SATT at Summit Point
Apparently it's going to take the calendar flipping over to Jan. 1 for my 2005 race season to actually come to end. The network of friends that I have accumulated within the motorsports community simply will not let me put away my driving suit and helmet for the winter.
At least twice this year I declared that my racing was finished for the season after the car broke crucial components. On both occasions friends rallied behind me to help get my car back into the fight. So the racing season continued.
After making it through my entire racing schedule, I was certain that the end was finally here. However, that was not to be the case. My friend David Hawkins coerced me to take the car out one last time to take a shot at setting a record in the quarter-mile.
Unfortunately that record was not in the cards. To guarantee that David would not try to drag me out (kicking and screaming of course) for just one more try at that record, we dropped the car off at my mechanic's home for its scheduled winter work. The car was parked for the winter.
I was finally done -- so I thought.
Barely three weeks after putting the car away for the winter, I ended up at a racetrack. I spent the first Saturday of December at Summit Point Motorsports Park in Summit Point, W.Va. My friend, Peter Doane, invited me to Summit Point's first Saturday at the Track -- known as a SATT -- which they plan to make an annual event.
For years, Summit Point has run Friday at the Track, which are, not surprisingly, called FATTs. Summit Point's Web site explains that FATTs are open-track days where novices and experienced drivers can come out to experience high-speed driving in a safe environment.
For the novice drivers, instruction takes place both in-car and in a classroom. The day also includes several 20- to 25-minute sessions of high-speed driving on Summit Point's main track. Although you are on course with a wide variety of cars and drivers that have very different capabilities, risk is limited through restricted passing opportunities.
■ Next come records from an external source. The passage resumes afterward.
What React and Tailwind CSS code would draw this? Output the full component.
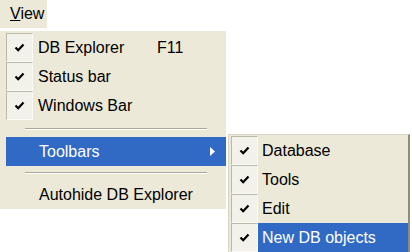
const Check = () => (
  <svg width="11" height="9" viewBox="0 0 11 9" className="block">
    <path d="M1.5 4.5 L4.2 7.2 L9.5 1.5" fill="none" stroke="#000" strokeWidth="2.2" />
  </svg>
);

const CheckBox = () => (
  <div className="w-[27px] h-[29px] shrink-0 flex items-center justify-center border border-[#bdb9a8] border-r-[#fbfaf6] border-b-[#fbfaf6] bg-[#f3f2ea]">
    <Check />
  </div>
);

const Separator = ({ h }) => (
  <div className={`${h} flex items-center pl-[19px] pr-[19px]`}>
    <div className="w-full border-t border-[#aca899] border-b border-b-white" />
  </div>
);

const MenuRow = ({ label, shortcut }) => (
  <div className="h-[29px] flex items-center">
    <CheckBox />
    <span className="ml-[5px] w-[119px]">{label}</span>
    {shortcut && <span>{shortcut}</span>}
  </div>
);

const SubRow = ({ label, active }) => (
  <div className="h-[29px] flex items-center">
    <CheckBox />
    <div
      className={`flex-1 h-full flex items-center pl-[4px] ${active ? 'bg-[#316ac5] text-white' : ''}`}
    >
      {label}
    </div>
  </div>
);

export default function App() {
  return (
    <div
      className="relative w-[412px] h-[252px] bg-white overflow-hidden text-[16px] text-black"
      style={{ fontFamily: '"Liberation Sans", Arial, sans-serif' }}
    >
      <div className="w-[47px] h-[28px] bg-[#ece9d8] flex items-center pl-[10px]">
        <span>
          <span className="underline">V</span>iew
        </span>
      </div>

      <div className="mt-[3px] w-[226px] h-[178px] bg-[#ece9d8] pl-[6px] pt-[2px]">
        <MenuRow label="DB Explorer" shortcut="F11" />
        <MenuRow label="Status bar" />
        <MenuRow label="Windows Bar" />
        <Separator h="h-[17px]" />
        <div className="h-[29px] flex items-center bg-[#316ac5] text-white pl-[33px] pr-[11px]">
          <span className="flex-1">Toolbars</span>
          <svg width="5" height="9" viewBox="0 0 5 9">
            <path d="M0 0 L5 4.5 L0 9 Z" fill="#fff" />
          </svg>
        </div>
        <Separator h="h-[14px]" />
        <div className="h-[29px] flex items-center pl-[33px]">Autohide DB Explorer</div>
      </div>

      <div className="absolute left-[228px] top-[134px] w-[182px] h-[120px] bg-[#ece9d8] border-l border-t border-[#d8d5c6] border-r-2 border-r-[#8f8c7f] pl-[2px] pt-[1px]">
        <SubRow label="Database" />
        <SubRow label="Tools" />
        <SubRow label="Edit" />
        <SubRow label="New DB objects" active />
      </div>
    </div>
  );
}
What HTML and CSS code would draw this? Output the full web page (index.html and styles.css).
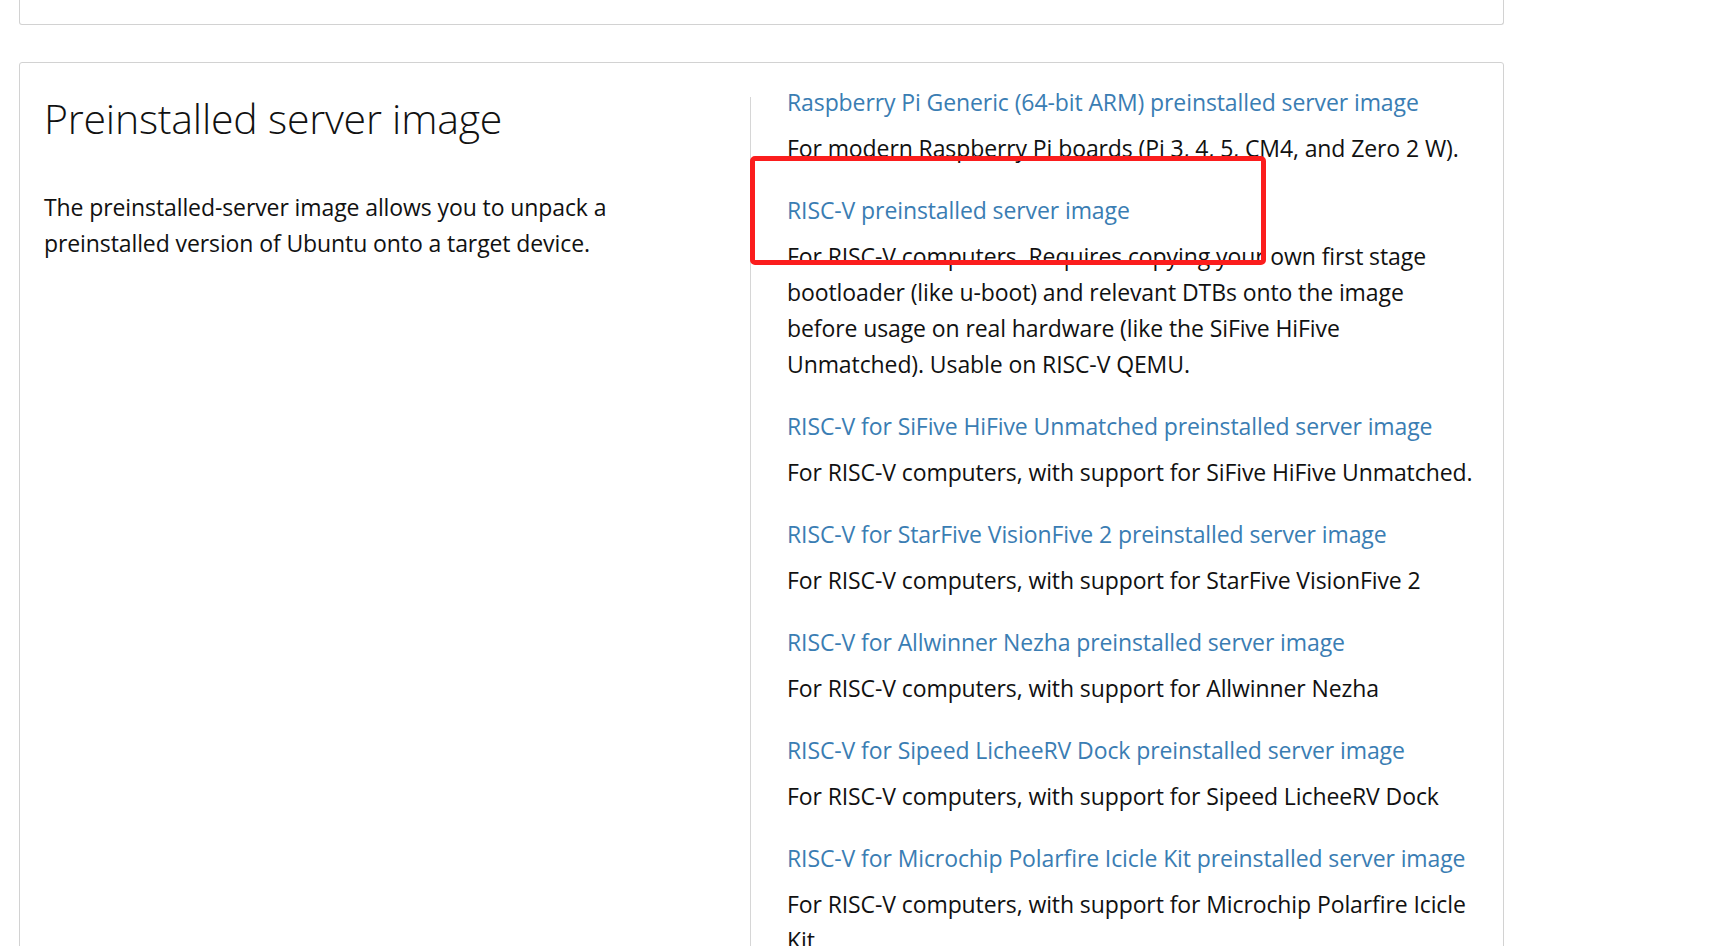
FILE: index.html
```html
<!DOCTYPE html>
<html lang="en">
<head>
  <meta charset="UTF-8" />
  <meta name="viewport" content="width=device-width, initial-scale=1.0"/>
  <title>Preinstalled server image</title>
  <link rel="stylesheet" href="styles.css">
</head>
<body>
  <div class="page">
    <div class="card card-prev"></div>

    <section class="card">
      <div class="col-intro">
        <h2>Preinstalled server image</h2>
        <p>The preinstalled-server image allows you to unpack a<br>preinstalled version of Ubuntu onto a target device.</p>
      </div>

      <ul class="images">
        <li>
          <a href="#">Raspberry Pi Generic (64-bit ARM) preinstalled server image</a>
          <p>For modern Raspberry Pi boards (Pi 3, 4, 5, CM4, and Zero 2 W).</p>
        </li>
        <li class="marked">
          <a href="#">RISC-V preinstalled server image</a>
          <p>For RISC-V computers. Requires copying your own first stage<br>bootloader (like u-boot) and relevant DTBs onto the image<br>before usage on real hardware (like the SiFive HiFive<br>Unmatched). Usable on RISC-V QEMU.</p>
          <span class="highlight"></span>
        </li>
        <li>
          <a href="#">RISC-V for SiFive HiFive Unmatched preinstalled server image</a>
          <p>For RISC-V computers, with support for SiFive HiFive Unmatched.</p>
        </li>
        <li>
          <a href="#">RISC-V for StarFive VisionFive 2 preinstalled server image</a>
          <p>For RISC-V computers, with support for StarFive VisionFive 2</p>
        </li>
        <li>
          <a href="#">RISC-V for Allwinner Nezha preinstalled server image</a>
          <p>For RISC-V computers, with support for Allwinner Nezha</p>
        </li>
        <li>
          <a href="#">RISC-V for Sipeed LicheeRV Dock preinstalled server image</a>
          <p>For RISC-V computers, with support for Sipeed LicheeRV Dock</p>
        </li>
        <li>
          <a href="#">RISC-V for Microchip Polarfire Icicle Kit preinstalled server image</a>
          <p>For RISC-V computers, with support for Microchip Polarfire Icicle<br>Kit</p>
        </li>
      </ul>
    </section>
  </div>
</body>
</html>
```

FILE: styles.css
```css
* {
  box-sizing: border-box;
}
html, body {
  height: 100%;
}
body {
  margin: 0;
  background: #fff;
  color: #111;
  font-family: "Open Sans", "Noto Sans", sans-serif;
  font-size: 23px;
  line-height: 36px;
  overflow: hidden;
}
.page {
  width: 1485px;
  margin-left: 19px;
}
.card {
  border: 1px solid #d2d2d2;
  border-radius: 3px;
  background: #fff;
}
.card-prev {
  height: 25px;
  border-top: 0;
  border-radius: 0 0 3px 3px;
  margin-bottom: 37px;
}
section.card {
  display: grid;
  grid-template-columns: 706px 1fr;
  padding: 34px 8px 0 24px;
  height: 1000px;
}
.col-intro h2 {
  margin: -4px 0 0;
  font-size: 41px;
  line-height: 50px;
  font-weight: 300;
  letter-spacing: -0.2px;
}
.col-intro p {
  margin: 46px 0 0;
  letter-spacing: -0.1px;
}
.images {
  list-style: none;
  margin: 0;
  padding: 0 0 0 36px;
  border-left: 1px solid #d6d6d6;
}
.images li {
  position: relative;
  margin-bottom: 26px;
  white-space: nowrap;
}
.images li:first-child {
  margin-top: -13px;
}
.images a {
  display: block;
  color: #3a7db3;
  text-decoration: none;
  letter-spacing: -0.1px;
}
.images p {
  margin: 10px 0 0;
  letter-spacing: -0.1px;
}
.highlight {
  position: absolute;
  top: -36px;
  left: -37px;
  width: 516px;
  height: 109px;
  border: 5px solid #fb1d1d;
  border-radius: 5px;
}
```
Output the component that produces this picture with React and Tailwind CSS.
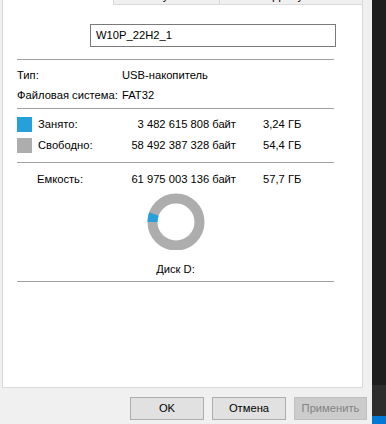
export default function App() {
  const font = { fontFamily: '"Liberation Sans", Arial, sans-serif' };
  const cx = 30, cy = 30, R = 28.5, r = 18.5;
  const a1 = Math.PI;
  const a2 = (160 * Math.PI) / 180;
  const p = (rad, a) => [cx + rad * Math.cos(a), cy - rad * Math.sin(a)];
  const [o1x, o1y] = p(R, a1);
  const [o2x, o2y] = p(R, a2);
  const [i2x, i2y] = p(r, a2);
  const [i1x, i1y] = p(r, a1);
  const d = `M ${o1x} ${o1y} A ${R} ${R} 0 0 1 ${o2x} ${o2y} L ${i2x} ${i2y} A ${r} ${r} 0 0 0 ${i1x} ${i1y} Z`;

  return (
    <div className="flex w-[386px] h-[424px] overflow-hidden text-[11.2px] text-black whitespace-nowrap" style={font}>
      <div className="flex flex-col w-[372px] h-full bg-[#f0f0f0]">
        <div className="ml-[2px] w-[361px] h-[388px] bg-white border-l border-r border-b border-[#d9d9d9] flex flex-col pl-[14px] pr-[28px]">
          <div className="flex h-[5px] ml-[96px] -mr-[28px] overflow-hidden">
            <div className="w-[106px] h-[5px] bg-[#f0f0f0] border-l border-b border-[#d9d9d9] overflow-hidden flex justify-center">
              <span className="-mt-[10px] leading-[12px] h-[12px]">ReadyBoost</span>
            </div>
            <div className="flex-1 h-[5px] bg-[#f0f0f0] border-l border-b border-[#d9d9d9] overflow-hidden flex justify-center">
              <span className="-mt-[10px] leading-[12px] h-[12px]">Доступ</span>
            </div>
          </div>
          <div className="mt-[19px] ml-[73px] w-[246px] h-[23px] border border-[#7a7a7a] flex items-center pl-[5px]">
            W10P_22H2_1
          </div>
          <div className="mt-[12px] h-px bg-[#a0a0a0]" />
          <div className="mt-[5px] h-[20px] flex items-center">
            <span className="w-[105px]">Тип:</span>
            <span>USB-накопитель</span>
          </div>
          <div className="h-[20px] flex items-center">
            <span className="w-[105px]">Файловая система:</span>
            <span>FAT32</span>
          </div>
          <div className="mt-[3px] h-px bg-[#a0a0a0]" />
          <div className="mt-[5px] h-[20px] flex items-center">
            <span className="w-[15px] h-[15px] bg-[#26a0da]" />
            <span className="ml-[6px] w-[90px]">Занято:</span>
            <span className="w-[108px] text-right">3 482 615 808 байт</span>
            <span className="ml-[27px]">3,24 ГБ</span>
          </div>
          <div className="mt-px h-[20px] flex items-center">
            <span className="w-[15px] h-[15px] bg-[#adadad]" />
            <span className="ml-[6px] w-[90px]">Свободно:</span>
            <span className="w-[108px] text-right">58 492 387 328 байт</span>
            <span className="ml-[27px]">54,4 ГБ</span>
          </div>
          <div className="mt-[7px] h-px bg-[#a0a0a0]" />
          <div className="mt-[6px] h-[20px] flex items-center">
            <span className="ml-[20px] w-[91px]">Емкость:</span>
            <span className="w-[108px] text-right">61 975 003 136 байт</span>
            <span className="ml-[27px]">57,7 ГБ</span>
          </div>
          <div className="mt-[4px] flex justify-center">
            <svg width="60" height="58" viewBox="0 0 60 58" className="-mt-px">
              <circle cx={cx} cy={cy} r={(R + r) / 2} fill="none" stroke="#adadad" strokeWidth={R - r} />
              <path d={d} fill="#26a0da" />
            </svg>
          </div>
          <div className="mt-[9px] h-[20px] flex items-center justify-center">Диск D:</div>
          <div className="mt-[2px] h-px bg-[#a0a0a0]" />
        </div>
        <div className="mt-[9px] flex gap-[8px] ml-[130px]">
          <div className="w-[74px] h-[23px] bg-[#e1e1e1] border border-[#adadad] flex items-center justify-center">OK</div>
          <div className="w-[74px] h-[23px] bg-[#e1e1e1] border border-[#adadad] flex items-center justify-center">Отмена</div>
          <div className="w-[73px] h-[23px] bg-[#cccccc] border border-[#bfbfbf] text-[#838383] flex items-center justify-center">Применить</div>
        </div>
      </div>
      <div className="flex flex-col w-[14px] h-full">
        <div className="h-[385px] bg-[#1e1e1e]" />
        <div className="h-[31px] bg-[#2d2d2d]" />
        <div className="flex-1 bg-[#0078d7]" />
      </div>
    </div>
  );
}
You can only pass someone when they point you by. Furthermore, passing is limited to specific locations on the track.
The SATT that I attended was held for the instructors who have invested their time throughout the year aiding the novices during the FATTs. It was the track's management's way of saying "thank you" to their instructors.
They divided everyone into two groups -- street cars and race cars. Peter and I spent the day racing his stepson's 2003 VW GTI amongst the other street cars. This particular VW is completely stock and I was quite surprised at how accommodating it was to being thrashed around the 10-turn two-mile road course.
In fact, the GTI seemed more prepared for this activity than I was. I am finding that as I do more and more racing a s a driver, I am becoming terrible at being a passenger. Somehow traveling over 100 mph heading into a 180-degree turn is less appealing to my senses when I am not the one gripping the steering wheel.
My weakness as a passenger caused me concern before we even got to the track. It did not subside at all as I donned my helmet and strapped myself in for our first session.
As we got waved onto the track, Peter started to bring the VW up to a healthy jog for the first lap. With his experience, he was well aware of how foolish it would be to charge into the first few turns on cold tires. So I "relaxed" for a quick tour of the facility at moderate speeds.
When we completed the first lap, he started to really hammer on the VW. As we accelerated to triple-digit speeds going down the front straight, all of the fears of the situation ran to the forefront of my mind, crashing into each other along the way. Can he slow down in time? Can he really negotiate the next turn at these speeds? Why , oh why, did I eat that last donut?
Although we traveled through that turn with apparent ease, each ensuing turn became harder to stomach. The tires were squealing like pigs on the way to the butcher. The noise was barely enough to drown out the internal yelps of my mind.
After two laps of this insanity it dawned on me that I was being paid back for everyone that I had ever scared while driving. Three laps into this I started considering the consequences of asking to be let out -- namely, it was really cold outside and the day had just begun. I opted to stay seated.
On the course next to us, there were some law enforcement officers doing vehicle training and as we sped by I nearly yelled to Peter to slow down. It's rather funny now thinking that in the midst of all that action it actually crossed my mind, for the briefest of moments, that Peter might get a speeding ticket.
Another six or seven laps into the books and I started to settle down. I was able to take in the experience. By the time we finished the 25-minute session I asked if Peter had slowed down for the last few laps. He said he hadn't and that was when I realized that I was getting used to the experience. That also happens to be about the time when I finally unclenched my right hand from the door's handle and realized that the death grip I was using to hold on was causing me some serious pain.
As the day progressed, I became acclimated to the sensation of intense speed, braking and turning from the relatively foreign location of the passenger seat. I got comfortable enough that I was able to watch the other cars at different points of the track instead of tunnel-visioning on what I was afraid we would hit next.
In fact, I actually relaxed to the point that I was able to take a nap. OK, OK, the nap happened between sessions while we were parked in the pits, but I was still in the car and there were cars racing around me.
In all, there were six sessions available for us to race, but we were only able to take advantage of four of them. It was quite an experience. It has motivated me to add some track time onto my 2006 schedule of hillclimbs and drag races.